Numerical and experimental investigation of sound transmission through roller shutter boxes

•Introduces an advanced numerical model for accurately predicting the vibro-acoustic response of roller shutter boxes.•Optimizes acoustic insulation performance by analyzing key factors such as assembly conditions and placement of sound insulation material.•Overcomes limitations of traditional tests through a flexible and accurate numerical approach.•Provides a novel contribution to the acoustic evaluation of roller shutter boxes, complementing previous research on building components. Roller shutter boxes are essential components of building facades, providing crucial thermal and acoustic insulation. Conventional laboratory tests have been traditionally used to evaluate the sound transmission of roller shutter boxes. However, these tests can be expensive and lack repeatability and reproducibility, especially in the low-frequency range.
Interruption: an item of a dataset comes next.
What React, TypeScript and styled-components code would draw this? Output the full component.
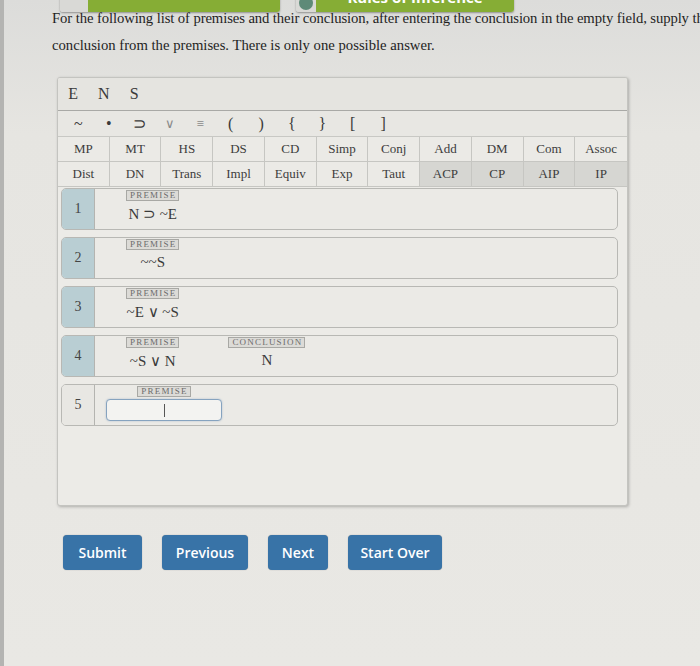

To overcome these limitations, this study aims to introduce an advanced numerical model capable of accurately predicting the vibro-acoustic response of roller shutter boxes and optimizing their acoustic insulation performance. The proposed numerical approach utilizes the finite element method to model the various solid and fluid domains within the roller shutter box structure. To capture the behavior of the poroelastic layers, a mixed displacement–pressure formulation of the Biot poroelasticity equations is employed. Excitation of the structure is achieved using a diffuse field comprising a superposition of plane waves with random phases and directions, while the resulting sound radiation is computed utilizing the infinite elements method. To validate the proposed numerical model, a comparison is made with results obtained from laboratory tests, and the experimental protocol is thoroughly described. The practical application of the proposed numerical method extends to the investigation of several influential factors on the acoustic behavior of roller shutter boxes, including assembly conditions, the positioning of poroelastic layers, and the inclusion of heavy masses.